Uma vez que Rio não convocou diretas, Montenegro podia ter avançado com uma moção de censura, a chamada “bomba atómica”, que, caso fosse aprovada, destituiria a comissão política nacional. Mas não o fez — não fez o all in. Rio antecipou-se e apresentou ele próprio uma moção de confiança para tirar as teimas: não seria o partido todo a decidir (todos os militantes podem votar em diretas), como Montenegro queria, mas seriam apenas os conselheiros nacionais (que são pouco mais de 130) a decidir se confiavam, ou não, no atual líder.

O surpreendente é que parece agora que Montenegro estava a fazer bluff. Não tinha trunfos suficientes para ganhar a batalha, ou não a preparou convenientemente. Dá a ideia de que não antecipou cenários alternativos, foi arrastado para um Conselho Nacional que não dominava, e o seu grupo agarrou-se a uma questão (a do voto secreto) que só tornou mais pesada a derrota porque foi precisamente por essa via que Rio ganhou destacado. Montenegro, que não tem assento no Conselho Nacional, sai indiscutivelmente derrotado.

Há quem diga que esta foi uma jogada para se posicionar para o pós-legislativas e que servirá para Montenegro dizer que, ao contrário de outros, teve a coragem de chegar à frente. Ou, se o PSD se estatelar nas urnas, poderá dizer “eu avisei”. Por outro lado, os seus futuros adversários também não terão pudor de usar outro argumento: o do golpista. Que perdeu.

Hugo Soares

Foi o Montenegro possível. Assumiu-se desde logo como braço direito — e quase assessor de comunicação — de Luís Montenegro assim que este se atirou aos lobos.

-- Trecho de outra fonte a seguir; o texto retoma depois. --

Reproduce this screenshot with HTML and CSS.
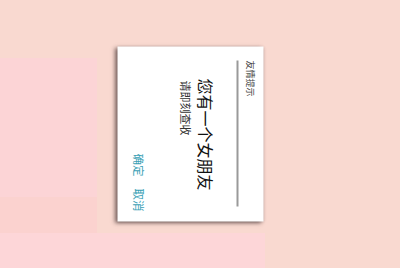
FILE: index.html
```html
<!DOCTYPE html>
<html lang="zh-CN">
<head>
<meta charset="utf-8">
<title>友情提示</title>
<link rel="stylesheet" href="styles.css">
</head>
<body>
<div class="stage">
  <div class="dialog">
    <div class="title">友情提示</div>
    <div class="divider"></div>
    <div class="message">您有一个女朋友</div>
    <div class="sub">请即刻查收</div>
    <div class="actions">
      <span class="btn">确定</span>
      <span class="btn">取消</span>
    </div>
  </div>
</div>
</body>
</html>
```
FILE: styles.css
```css
html, body {
  margin: 0;
  padding: 0;
}
body {
  width: 400px;
  height: 268px;
  overflow: hidden;
  font-family: "Noto Sans CJK SC", "Noto Sans", sans-serif;
  background-color: #f9d9d0;
  background-image:
    linear-gradient(#fcd4d6, #fcd4d6),
    linear-gradient(#fbd2cf, #fbd2cf),
    linear-gradient(#fdd6d8, #fdd6d8);
  background-size: 97px 139px, 97px 36px, 265px 35px;
  background-position: 0 58px, 0 197px, 0 233px;
  background-repeat: no-repeat;
}
.stage {
  width: 400px;
  height: 268px;
  display: flex;
  align-items: center;
  justify-content: center;
}
.dialog {
  width: 175px;
  height: 146px;
  margin-right: 20px;
  margin-bottom: 1px;
  background: #ffffff;
  transform: rotate(90deg);
  box-shadow: 1px 3px 4px rgba(50, 35, 35, 0.65), 0 0 3px rgba(50, 35, 35, 0.25);
  display: flex;
  flex-direction: column;
  box-sizing: border-box;
}
.title {
  font-size: 9px;
  line-height: 9px;
  color: #444;
  margin: 9px 0 0 14px;
}
.divider {
  height: 1.5px;
  background: #9a9a9a;
  margin: 7px 15px 0 14px;
}
.message {
  font-size: 16px;
  line-height: 16px;
  color: #111;
  margin: 23px 0 0 32px;
}
.sub {
  font-size: 11px;
  line-height: 11px;
  color: #333;
  margin: 7px 0 0 34px;
}
.actions {
  display: flex;
  justify-content: flex-end;
  gap: 12px;
  margin: 36px 10px 0 0;
}
.btn {
  font-size: 11.5px;
  line-height: 11px;
  color: #3a9fb5;
}
```
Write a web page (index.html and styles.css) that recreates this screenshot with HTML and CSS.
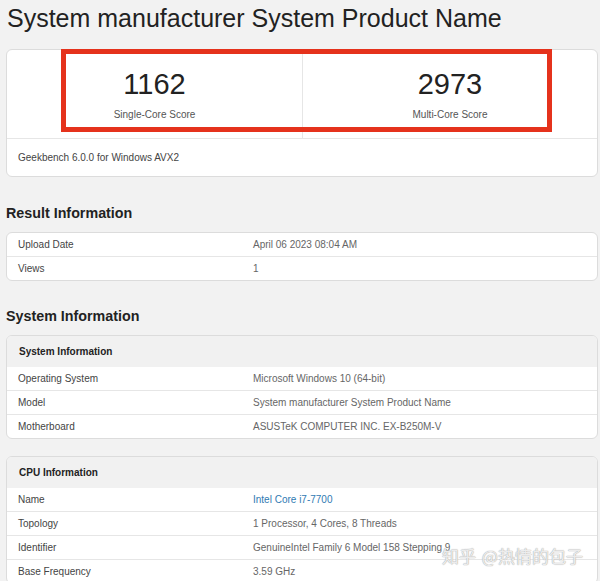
FILE: index.html
```html
<!DOCTYPE html>
<html lang="en">
<head>
<meta charset="utf-8">
<title>System manufacturer System Product Name - Geekbench</title>
<link rel="stylesheet" href="styles.css">
</head>
<body>
<div class="page">
  <h1 class="page-title">System manufacturer System Product Name</h1>

  <div class="card score-card">
    <div class="scores">
      <div class="score">
        <div class="score-value">1162</div>
        <div class="score-label">Single-Core Score</div>
      </div>
      <div class="score">
        <div class="score-value">2973</div>
        <div class="score-label">Multi-Core Score</div>
      </div>
    </div>
    <div class="score-footer">Geekbench 6.0.0 for Windows AVX2</div>
    <div class="highlight"></div>
  </div>

  <h2 class="section-title">Result Information</h2>
  <div class="card">
    <div class="row"><div class="name">Upload Date</div><div class="value">April 06 2023 08:04 AM</div></div>
    <div class="row"><div class="name">Views</div><div class="value">1</div></div>
  </div>

  <h2 class="section-title section-title-2">System Information</h2>
  <div class="card">
    <div class="card-head">System Information</div>
    <div class="row"><div class="name">Operating System</div><div class="value">Microsoft Windows 10 (64-bit)</div></div>
    <div class="row"><div class="name">Model</div><div class="value">System manufacturer System Product Name</div></div>
    <div class="row"><div class="name">Motherboard</div><div class="value">ASUSTeK COMPUTER INC. EX-B250M-V</div></div>
  </div>

  <div class="card card-gap">
    <div class="card-head">CPU Information</div>
    <div class="row"><div class="name">Name</div><div class="value"><a class="link" href="#">Intel Core i7-7700</a></div></div>
    <div class="row"><div class="name">Topology</div><div class="value">1 Processor, 4 Cores, 8 Threads</div></div>
    <div class="row"><div class="name">Identifier</div><div class="value">GenuineIntel Family 6 Model 158 Stepping 9</div></div>
    <div class="row"><div class="name">Base Frequency</div><div class="value">3.59 GHz</div></div>
  </div>
</div>
<div class="watermark">知乎 @热情的包子</div>
</body>
</html>
```

FILE: styles.css
```css
html {
  overflow: hidden;
}

body {
  margin: 0;
  background: #f2f2f2;
  font-family: "Liberation Sans", Arial, "Noto Sans CJK SC", sans-serif;
  color: #333;
}

.page {
  padding: 0 2px 0 6px;
}

.page-title {
  margin: 0 0 13px 1px;
  font-size: 25px;
  line-height: 36px;
  font-weight: normal;
  color: #222;
}

.card {
  background: #fff;
  border: 1px solid #dcdcdc;
  border-radius: 6px;
  overflow: hidden;
}

.score-card {
  position: relative;
  overflow: visible;
}

.scores {
  display: grid;
  grid-template-columns: 1fr 1fr;
  border-bottom: 1px solid #e6e6e6;
}

.score {
  text-align: center;
  padding: 17px 0 16px;
}

.score + .score {
  border-left: 1px solid #e6e6e6;
}

.score-value {
  font-size: 29px;
  line-height: 34px;
  color: #222;
}

.score-label {
  margin-top: 7px;
  font-size: 10px;
  line-height: 14px;
  color: #555;
}

.score-footer {
  height: 37px;
  display: flex;
  align-items: center;
  padding-left: 11px;
  font-size: 10px;
  color: #444;
}

.highlight {
  position: absolute;
  left: 54px;
  top: -1px;
  width: 491px;
  height: 83px;
  box-sizing: border-box;
  border: 5px solid #e5321c;
}

.section-title {
  margin: 26px 0 9px;
  font-size: 14.3px;
  line-height: 20px;
  font-weight: bold;
  color: #222;
}

.section-title-2 {
  margin-top: 25px;
}

.card-head {
  height: 31px;
  display: flex;
  align-items: center;
  padding-left: 12px;
  background: #f1f1f1;
  font-size: 10px;
  font-weight: bold;
  color: #222;
}

.row {
  display: grid;
  grid-template-columns: 235px 1fr;
  align-items: center;
  height: 23px;
  padding-left: 11px;
  font-size: 10px;
  border-bottom: 1px solid #e6e6e6;
}

.row:last-child {
  border-bottom: none;
}

.name {
  color: #444;
}

.value {
  color: #666;
}

.link {
  color: #2f7ab3;
  text-decoration: none;
}

.card-gap {
  margin-top: 17px;
}

.watermark {
  position: absolute;
  left: 442px;
  top: 545px;
  white-space: nowrap;
  font-size: 17px;
  line-height: 21px;
  word-spacing: 2px;
  font-family: "Noto Sans CJK SC", sans-serif;
  color: rgba(255, 255, 255, 0.8);
  text-shadow: 0 0 1px #aaa, 0 0 1px #aaa;
}
```
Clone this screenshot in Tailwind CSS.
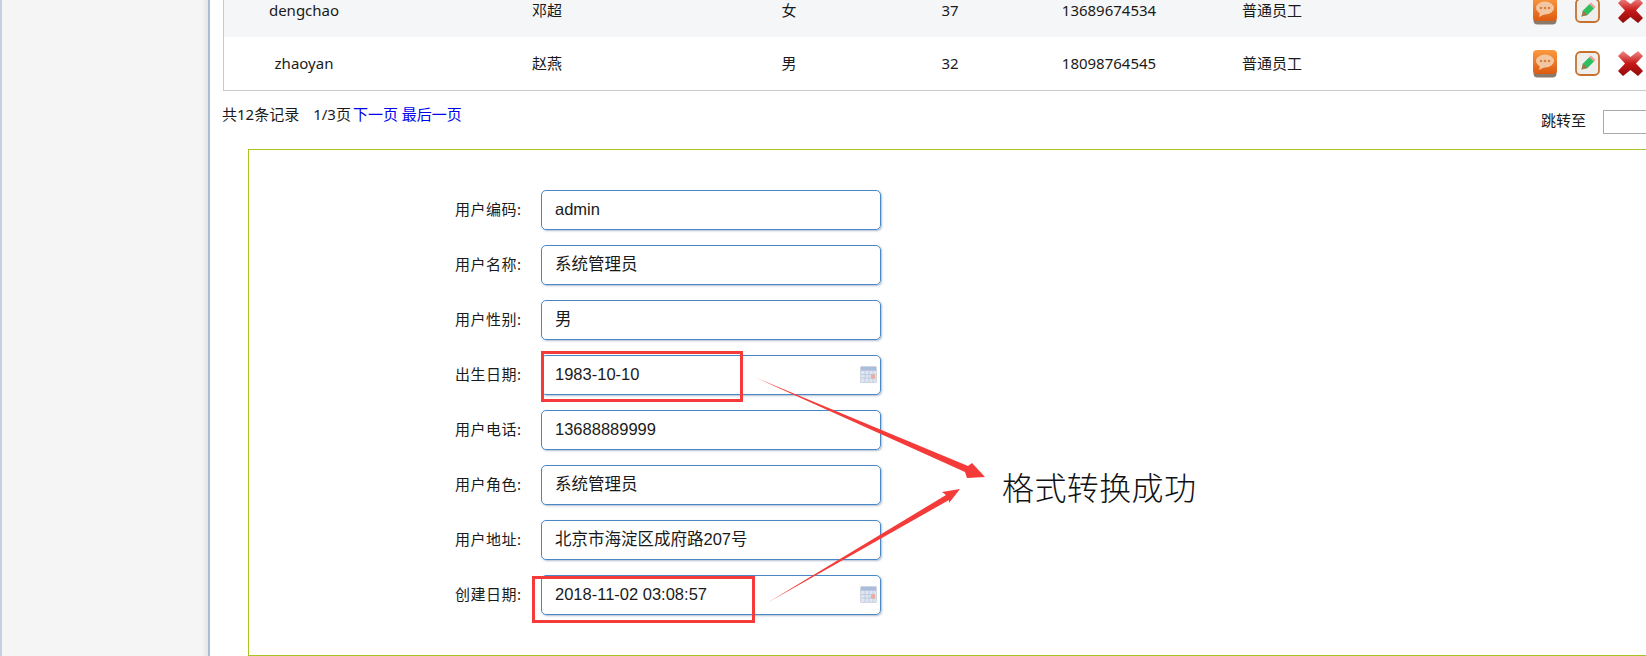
<!DOCTYPE html>
<html lang="zh-CN">
<head>
<meta charset="utf-8">
<title>用户管理</title>
<script src="https://cdn.jsdelivr.net/npm/@tailwindcss/browser@4"></script>
</head>
<body class="bg-white">
<div class="relative flex h-[656px] w-[1646px] overflow-hidden bg-white text-[#1a1a1a] font-['Noto_Sans','Noto_Sans_CJK_SC',sans-serif]">

  <aside class="h-full w-[210px] shrink-0 border-l-2 border-r-2 border-l-[#c5d0e0] border-r-[#a9bdd6] bg-gradient-to-r from-[#f5f5f5] from-[97%] to-[#e6e6e6]"></aside>

  <main class="w-[1436px] shrink-0 pl-[13px]">
    <div class="-mt-4 w-[1480px] border-b border-l border-[#c9c9c9] text-[15px]">
      <div class="grid h-[53px] grid-cols-[160px_326px_158px_164px_154px_172px_1fr] items-center bg-[#f5f6f8] text-center">
        <span>dengchao</span><span>邓超</span><span>女</span><span>37</span><span>13689674534</span><span>普通员工</span>
        <div class="flex items-center gap-[18px] pl-[175px]">
          <svg class="h-[28px] w-[24px] shrink-0" viewBox="0 0 24 28"><defs><linearGradient id="b1" x1="0" y1="0" x2="0" y2="1"><stop offset="0" stop-color="#fb9a3f"/><stop offset="1" stop-color="#dc5a12"/></linearGradient></defs><rect x="0.5" y="3" width="23" height="24.500" rx="4" fill="#8a7a6c"/><rect width="24" height="24" rx="4" fill="url(#b1)"/><ellipse cx="12" cy="11" rx="9" ry="6.5" fill="#f3c6a2"/><path d="M7 15l-1 5 6-3z" fill="#f3c6a2"/><circle cx="8" cy="11" r="1.3" fill="#d9803f"/><circle cx="12" cy="11" r="1.3" fill="#d9803f"/><circle cx="16" cy="11" r="1.3" fill="#d9803f"/></svg>
          <svg class="h-[25px] w-[25px] shrink-0" viewBox="0 0 25 25"><rect x="1" y="1" width="23" height="23" rx="4.5" fill="#eeeeec" stroke="#c6722e" stroke-width="1.8"/><path d="M6.500 18.500l1.500-6 6.500-6.500 4.500 4.500-6.500 6.500z" fill="#2fbf5f"/><path d="M14.500 6l1.500-1.500 4.500 4.500-1.500 1.500z" fill="#ef9a9a"/><path d="M6.500 18.500l1.500-6 4.500 4.500z" fill="#a7744a"/></svg>
          <svg class="h-[25px] w-[25px] shrink-0" viewBox="0 0 25 25"><defs><linearGradient id="x1" x1="0" y1="0" x2="0" y2="1"><stop offset="0" stop-color="#ef8a8a"/><stop offset=".5" stop-color="#c81818"/><stop offset="1" stop-color="#8e0b0b"/></linearGradient></defs><path d="M5 0l7.500 6L20 0l5 5-7 7.500 7 7.500-5 5-7.500-6L5 25l-5-5 7-7.500L0 5z" fill="url(#x1)"/></svg>
        </div>
      </div>
      <div class="grid h-[53px] grid-cols-[160px_326px_158px_164px_154px_172px_1fr] items-center bg-white text-center">
        <span>zhaoyan</span><span>赵燕</span><span>男</span><span>32</span><span>18098764545</span><span>普通员工</span>
        <div class="flex items-center gap-[18px] pl-[175px]">
          <svg class="h-[28px] w-[24px] shrink-0" viewBox="0 0 24 28"><defs><linearGradient id="b2" x1="0" y1="0" x2="0" y2="1"><stop offset="0" stop-color="#fb9a3f"/><stop offset="1" stop-color="#dc5a12"/></linearGradient></defs><rect x="0.5" y="3" width="23" height="24.500" rx="4" fill="#8a7a6c"/><rect width="24" height="24" rx="4" fill="url(#b2)"/><ellipse cx="12" cy="11" rx="9" ry="6.5" fill="#f3c6a2"/><path d="M7 15l-1 5 6-3z" fill="#f3c6a2"/><circle cx="8" cy="11" r="1.3" fill="#d9803f"/><circle cx="12" cy="11" r="1.3" fill="#d9803f"/><circle cx="16" cy="11" r="1.3" fill="#d9803f"/></svg>
          <svg class="h-[25px] w-[25px] shrink-0" viewBox="0 0 25 25"><rect x="1" y="1" width="23" height="23" rx="4.5" fill="#eeeeec" stroke="#c6722e" stroke-width="1.8"/><path d="M6.500 18.500l1.500-6 6.500-6.500 4.500 4.500-6.500 6.500z" fill="#2fbf5f"/><path d="M14.500 6l1.500-1.500 4.500 4.500-1.500 1.500z" fill="#ef9a9a"/><path d="M6.500 18.500l1.500-6 4.500 4.500z" fill="#a7744a"/></svg>
          <svg class="h-[25px] w-[25px] shrink-0" viewBox="0 0 25 25"><defs><linearGradient id="x2" x1="0" y1="0" x2="0" y2="1"><stop offset="0" stop-color="#ef8a8a"/><stop offset=".5" stop-color="#c81818"/><stop offset="1" stop-color="#8e0b0b"/></linearGradient></defs><path d="M5 0l7.500 6L20 0l5 5-7 7.500 7 7.500-5 5-7.500-6L5 25l-5-5 7-7.500L0 5z" fill="url(#x2)"/></svg>
        </div>
      </div>
    </div>

    <div class="flex h-[58px] w-[1440px] items-start justify-between text-[15px]">
      <p class="-ml-px mt-[12px] leading-[22px]">共12条记录<span class="ml-[14px]">1/3页</span><a class="ml-[2px] text-[#0000ee]">下一页</a> <a class="text-[#0000ee]">最后一页</a></p>
      <div class="mt-[18px] flex items-center gap-[17px]">
        <span class="mb-[3px]">跳转至</span>
        <div class="h-[24px] w-[60px] border border-[#aaaaaa] bg-white"></div>
      </div>
    </div>

    <section class="ml-[25px] flex w-[1450px] flex-col gap-[15px] border border-[#a5c626] pb-[40px] pt-[40px]">
      <div class="flex h-[40px] items-center"><label class="mb-[2px] w-[273px] pl-[206px] text-[15px] tracking-[0.5px]">用户编码:</label><div class="ml-[19px] flex h-[40px] w-[340px] items-center rounded-[5px] border border-[#4a87c5] pb-[2px] pl-[13px] font-['Liberation_Sans','Noto_Sans_CJK_SC',sans-serif] text-[16.5px] shadow-[1px_1px_2px_rgba(80,110,150,0.45)]">admin</div></div>
      <div class="flex h-[40px] items-center"><label class="mb-[2px] w-[273px] pl-[206px] text-[15px] tracking-[0.5px]">用户名称:</label><div class="ml-[19px] flex h-[40px] w-[340px] items-center rounded-[5px] border border-[#4a87c5] pb-[2px] pl-[13px] font-['Liberation_Sans','Noto_Sans_CJK_SC',sans-serif] text-[16.5px] shadow-[1px_1px_2px_rgba(80,110,150,0.45)]">系统管理员</div></div>
      <div class="flex h-[40px] items-center"><label class="mb-[2px] w-[273px] pl-[206px] text-[15px] tracking-[0.5px]">用户性别:</label><div class="ml-[19px] flex h-[40px] w-[340px] items-center rounded-[5px] border border-[#4a87c5] pb-[2px] pl-[13px] font-['Liberation_Sans','Noto_Sans_CJK_SC',sans-serif] text-[16.5px] shadow-[1px_1px_2px_rgba(80,110,150,0.45)]">男</div></div>
      <div class="flex h-[40px] items-center"><label class="mb-[2px] w-[273px] pl-[206px] text-[15px] tracking-[0.5px]">出生日期:</label><div class="ml-[19px] flex h-[40px] w-[340px] items-center justify-between rounded-[5px] border border-[#4a87c5] pb-[2px] pl-[13px] pr-[3px] font-['Liberation_Sans','Noto_Sans_CJK_SC',sans-serif] text-[16.5px] shadow-[1px_1px_2px_rgba(80,110,150,0.45)]"><span>1983-10-10</span>
        <svg class="h-[17px] w-[17px]" viewBox="0 0 17 17"><rect width="17" height="17" rx="1.500" fill="#cfd5df"/><rect x="1" y="1" width="15" height="3.500" fill="#a9bddd"/><path d="M1 5h15v11H1z" fill="#dfe6f1"/><path d="M1 8.500h15M1 12h15M5 5v11M9 5v11M13 5v11" stroke="#b8c7dc" stroke-width=".8"/><rect x="11" y="8.500" width="4" height="4" fill="#eeaa9e"/></svg></div></div>
      <div class="flex h-[40px] items-center"><label class="mb-[2px] w-[273px] pl-[206px] text-[15px] tracking-[0.5px]">用户电话:</label><div class="ml-[19px] flex h-[40px] w-[340px] items-center rounded-[5px] border border-[#4a87c5] pb-[2px] pl-[13px] font-['Liberation_Sans','Noto_Sans_CJK_SC',sans-serif] text-[16.5px] shadow-[1px_1px_2px_rgba(80,110,150,0.45)]">13688889999</div></div>
      <div class="flex h-[40px] items-center"><label class="mb-[2px] w-[273px] pl-[206px] text-[15px] tracking-[0.5px]">用户角色:</label><div class="ml-[19px] flex h-[40px] w-[340px] items-center rounded-[5px] border border-[#4a87c5] pb-[2px] pl-[13px] font-['Liberation_Sans','Noto_Sans_CJK_SC',sans-serif] text-[16.5px] shadow-[1px_1px_2px_rgba(80,110,150,0.45)]">系统管理员</div></div>
      <div class="flex h-[40px] items-center"><label class="mb-[2px] w-[273px] pl-[206px] text-[15px] tracking-[0.5px]">用户地址:</label><div class="ml-[19px] flex h-[40px] w-[340px] items-center rounded-[5px] border border-[#4a87c5] pb-[2px] pl-[13px] font-['Liberation_Sans','Noto_Sans_CJK_SC',sans-serif] text-[16.5px] shadow-[1px_1px_2px_rgba(80,110,150,0.45)]">北京市海淀区成府路207号</div></div>
      <div class="flex h-[40px] items-center"><label class="mb-[2px] w-[273px] pl-[206px] text-[15px] tracking-[0.5px]">创建日期:</label><div class="ml-[19px] flex h-[40px] w-[340px] items-center justify-between rounded-[5px] border border-[#4a87c5] pb-[2px] pl-[13px] pr-[3px] font-['Liberation_Sans','Noto_Sans_CJK_SC',sans-serif] text-[16.5px] shadow-[1px_1px_2px_rgba(80,110,150,0.45)]"><span>2018-11-02 03:08:57</span>
        <svg class="h-[17px] w-[17px]" viewBox="0 0 17 17"><rect width="17" height="17" rx="1.500" fill="#cfd5df"/><rect x="1" y="1" width="15" height="3.500" fill="#a9bddd"/><path d="M1 5h15v11H1z" fill="#dfe6f1"/><path d="M1 8.500h15M1 12h15M5 5v11M9 5v11M13 5v11" stroke="#b8c7dc" stroke-width=".8"/><rect x="11" y="8.500" width="4" height="4" fill="#eeaa9e"/></svg></div></div>
    </section>
  </main>

  <svg class="pointer-events-none absolute left-0 top-0" width="1646" height="656" viewBox="0 0 1646 656">
    <rect x="542.500" y="352.500" width="199" height="48" fill="none" stroke="#f53a3a" stroke-width="3"/>
    <rect x="533.500" y="577.500" width="220" height="44" fill="none" stroke="#f53a3a" stroke-width="3"/>
    <polygon points="754,377 968,466 972,463 985,477 967,478 965,472" fill="#f53a3a"/>
    <polygon points="767,603 946,495 942,492 960,489 949,503 949,500" fill="#f53a3a"/>
  </svg>
  <p class="absolute left-[1002px] top-[462px] text-[32px] font-light leading-[48px] tracking-[0.4px] text-[#111] font-['Noto_Sans_CJK_SC',sans-serif]">格式转换成功</p>
</div>
</body>
</html>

Foi praticamente o único político que apareceu na sala do CCB onde o challenger lançou o desafio a Rui Rio. Já era conhecida a boa relação entre os dois, tendo Hugo Soares sido o natural sucessor de Luís Montenegro na liderança da bancada parlamentar, e tendo ele caído assim que Rui Rio chegou à liderança do partido. Com Montenegro ausente do Conselho Nacional (por não ter lugar), Hugo Soares foi os seus olhos, boca e ouvidos.

Acusado de estar a ser um dos rostos do movimento anti-Rio por saber que está, à partida, afastado das listas de deputados, Hugo Soares rejeitou sempre essa ideia e já disse, inclusive, que sairá “pelo próprio pé” do lugar de deputado. Mas esta derrota de Luís Montenegro é, por isso, também uma derrota de Hugo Soares.

O grupo dos seis ou sete 

Inicialmente eram cinco os presidentes de distritais que se reuniram numa “reunião secreta” no Parlamento para discutir um xeque ao Rui. Chamando os conspiradores pelos nomes, os primeiros seis rebeldes conhecidos eram o presidente da distrital de Lisboa, Pedro Pinto ( presidente da distrital de Lisboa), Bruno Vitorino (Setúbal) Maurício Marques (Coimbra), Manuel Frexes (Castelo Branco), Pedro Alves (Viseu) e João Moura (Santarém).

Uma semana depois o grupo voltou a reunir-se, mas já com uma baixa: Moura saltou fora e disse ter sido alvo de fake news, de um mal-entendido. Mas entrou um reforço: Carlos Morais Vieira, presidente da distrital de Viana do Castelo. Pedro Pinto desdobrou-se em contactos, Pedro Alves também, mas perderam o Conselho Nacional. No fim do dia, o grupo sai muito mal da fotografia. Para os apoiantes de Rio estes “conspiradores” são vistos como traidores e, como perderam a batalha, nem sequer vão ficar com os despojos de guerra. Podem até estar bem posicionados se houver um montenegrismo no futuro, mas para já saem derrotados da jogada. E, salvo uma ou outra exceção, podem ter perdido um lugar de deputado nas próximas listas.

Miguel Relvas

É hoje um homem de negócios que anda há muito afastado do partido, mas sem nunca se afastar realmente. Já não tem a força no aparelho que tinha nos tempos de Passos Coelho ou a que manteve (num jogo de forças com Marco António) após sair do Governo, mas continua a ter peso. Numa leitura simplista, lançou Pinto Luz, mas, na hora da verdade, apostou em Luís Montenegro. Para o exterior, Relvas pode ser visto como um ativo tóxico, mas no partido ainda vale espingardas e uns quantos batalhões. Desta vez, até deu a cara para contestar Rio e — quer publicamente, quer nos bastidores — jogou a favor de Montenegro. Rio continua líder, ao contrário do que desejava, sendo por isso um dos derrotados da noite em representação de todas as figuras do PSD que vieram a público colocar-se ao lado do ex-líder da bancada parlamentar.